Breaking Bad season 5
Walt spends the first half of this season so high on his own supply that he drives his wife to pantomime suicide just to get his kids away from him; the back half knocks down every domino that the series meticulously set up to inevitably fall. Cue the train heist, the Nazi punks, and Jesse Plemons’s Todd. Even Jesse Pinkman is too strung out to provide much in the way of levity by this point.
The Shield (whole series)/Sons of Anarchy season 3
The underrated OG; the blueprint for many of the small screen’s most beloved antiheroes. There would be no Breaking Bad season 5 without The Shield first setting the play for how to bring every dramatic ball in the air crashing down. It’s also pitch-black grim from start to bottom, with some of the most heinous and disturbing arcs, subplots and twists I’ve ever seen, executed so artfully you can’t look away.
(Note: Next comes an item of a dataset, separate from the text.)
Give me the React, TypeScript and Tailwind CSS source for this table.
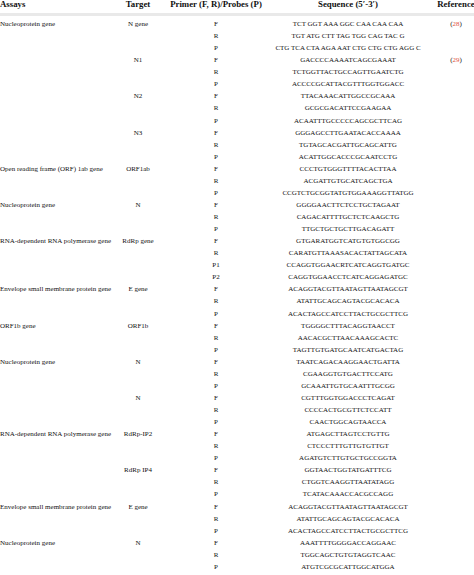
type Row = {
    assay?: string
    target?: string
    primer: string
    seq: string
    ref?: string
}

const ROWS: Row[] = [
    { assay: 'Nucleoprotein gene', target: 'N gene', primer: 'F', seq: 'TCT GGT AAA GGC CAA CAA CAA', ref: '28' },
    { primer: 'R', seq: 'TGT ATG CTT TAG TGG CAG TAC G' },
    { primer: 'P', seq: 'CTG TCA CTA AGA AAT CTG CTG CTG AGG C' },
    { target: 'N1', primer: 'F', seq: 'GACCCCAAAATCAGCGAAAT', ref: '29' },
    { primer: 'R', seq: 'TCTGGTTACTGCCAGTTGAATCTG' },
    { primer: 'P', seq: 'ACCCCGCATTACGTTTGGTGGACC' },
    { target: 'N2', primer: 'F', seq: 'TTACAAACATTGGCCGCAAA' },
    { primer: 'R', seq: 'GCGCGACATTCCGAAGAA' },
    { primer: 'P', seq: 'ACAATTTGCCCCCAGCGCTTCAG' },
    { target: 'N3', primer: 'F', seq: 'GGGAGCCTTGAATACACCAAAA' },
    { primer: 'R', seq: 'TGTAGCACGATTGCAGCATTG' },
    { primer: 'P', seq: 'ACATTGGCACCCGCAATCCTG' },
    { assay: 'Open reading frame (ORF) 1ab gene', target: 'ORF1ab', primer: 'F', seq: 'CCCTGTGGGTTTTACACTTAA' },
    { primer: 'R', seq: 'ACGATTGTGCATCAGCTGA' },
    { primer: 'P', seq: 'CCGTCTGCGGTATGTGGAAAGGTTATGG' },
    { assay: 'Nucleoprotein gene', target: 'N', primer: 'F', seq: 'GGGGAACTTCTCCTGCTAGAAT' },
    { primer: 'R', seq: 'CAGACATTTTGCTCTCAAGCTG' },
    { primer: 'P', seq: 'TTGCTGCTGCTTGACAGATT' },
    { assay: 'RNA-dependent RNA polymerase gene', target: 'RdRp gene', primer: 'F', seq: 'GTGARATGGTCATGTGTGGCGG' },
    { primer: 'R', seq: 'CARATGTTAAASACACTATTAGCATA' },
    { primer: 'P1', seq: 'CCAGGTGGAACRTCATCAGGTGATGC' },
    { primer: 'P2', seq: 'CAGGTGGAACCTCATCAGGAGATGC' },
    { assay: 'Envelope small membrane protein gene', target: 'E gene', primer: 'F', seq: 'ACAGGTACGTTAATAGTTAATAGCGT' },
    { primer: 'R', seq: 'ATATTGCAGCAGTACGCACACA' },
    { primer: 'P', seq: 'ACACTAGCCATCCTTACTGCGCTTCG' },
    { assay: 'ORF1b gene', target: 'ORF1b', primer: 'F', seq: 'TGGGGCTTTACAGGTAACCT' },
    { primer: 'R', seq: 'AACACGCTTAACAAAGCACTC' },
    { primer: 'P', seq: 'TAGTTGTGATGCAATCATGACTAG' },
    { assay: 'Nucleoprotein gene', target: 'N', primer: 'F', seq: 'TAATCAGACAAGGAACTGATTA' },
    { primer: 'R', seq: 'CGAAGGTGTGACTTCCATG' },
    { primer: 'P', seq: 'GCAAATTGTGCAATTTGCGG' },
    { target: 'N', primer: 'F', seq: 'CGTTTGGTGGACCCTCAGAT' },
    { primer: 'R', seq: 'CCCCACTGCGTTCTCCATT' },
    { primer: 'P', seq: 'CAACTGGCAGTAACCA' },
    { assay: 'RNA-dependent RNA polymerase gene', target: 'RdRp-IP2', primer: 'F', seq: 'ATGAGCTTAGTCCTGTTG' },
    { primer: 'R', seq: 'CTCCCTTTGTTGTGTTGT' },
    { primer: 'P', seq: 'AGATGTCTTGTGCTGCCGGTA' },
    { target: 'RdRp IP4', primer: 'F', seq: 'GGTAACTGGTATGATTTCG' },
    { primer: 'R', seq: 'CTGGTCAAGGTTAATATAGG' },
    { primer: 'P', seq: 'TCATACAAACCACGCCAGG' },
    { assay: 'Envelope small membrane protein gene', target: 'E gene', primer: 'F', seq: 'ACAGGTACGTTAATAGTTAATAGCGT' },
    { primer: 'R', seq: 'ATATTGCAGCAGTACGCACACA' },
    { primer: 'P', seq: 'ACACTAGCCATCCTTACTGCGCTTCG' },
    { assay: 'Nucleoprotein gene', target: 'N', primer: 'F', seq: 'AAATTTTGGGGACCAGGAAC' },
    { primer: 'R', seq: 'TGGCAGCTGTGTAGGTCAAC' },
    { primer: 'P', seq: 'ATGTCGCGCATTGGCATGGA' },
]

const COLS = 'grid grid-cols-[118px_40px_116px_148px_68px]'

export default function App() {
    return (
        <div className="w-[474px] h-[575px] overflow-hidden bg-white text-[#111] font-['Liberation_Serif',serif] whitespace-nowrap">
            {/* header */}
            <div className={`${COLS} h-[16px] border-b-[3px] border-[#e9e9e9] text-[8.8px] font-bold leading-[8px]`}>
                <div>Assays</div>
                <div className="text-center">Target</div>
                <div className="text-center">Primer (F, R)/Probes (P)</div>
                <div className="text-center">Sequence (5′-3′)</div>
                <div className="text-center">Reference</div>
            </div>

            <div className="pt-[2px] text-[7px]">
                {ROWS.map((r, i) => (
                    <div key={`row-${i}`} className={`${COLS} h-[12.07px] leading-[12.07px]`}>
                        <div>{r.assay ?? ''}</div>
                        <div className="text-center">{r.target ?? ''}</div>
                        <div className="text-center">{r.primer}</div>
                        <div className="text-center">{r.seq}</div>
                        <div className="text-center">
                            {r.ref && (
                                <span>(<span className="text-[#e0503c]">{r.ref}</span>)</span>
                            )}
                        </div>
                    </div>
                ))}
            </div>
        </div>
    )
}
Shield writer and executive producer Kurt Sutter’s motorcycle-club drama ultimately went off the rails and imploded, but for one year—season 2—it was arguably the best thing on television. Those episodes are pretty fucked up—as showrunner, Sutter puts his leading lady and real-life wife, Katey Sagal, through the wringer, and she returns the favor with what should have been an Emmy-winning performance—but they’re still driven by our [anti]hero Jax Teller’s idealism about what his beloved motorcycle club could be. By the slightly less good third season, that light has been extinguished, and an arc that takes the gang on a rescue mission to Ireland ratchets up the nihilism. The show would go on to get even darker, sure, but it never married those impulses with actual good storytelling better than its first four years.
The Leftovers season 2
Take all the existential dread, pain, and anguish of Lost, but strip out the smoke monsters, ghosts, and polar bears, and the result is one of the most underrated, best seasons of television, maybe ever? For the uninitiated, imagine a whole series based around the sentiment of that blip-survivor group therapy scene in Avengers: Endgame—it feels sinful to even compare this great series to a Marvel movie, but I’ll do whatever’s needed to spread the gospel. Season 2 is better by a hair, but if you’re looking to maximize on feel-bad vibes, season 3 has an all-time great series finale and a scene with Amy Brenneman on a boat that gets me choked up just thinking about it.
Bojack Horseman season 6
If it wasn’t a cartoon, this would be so bleak as to be borderline unwatchable, right?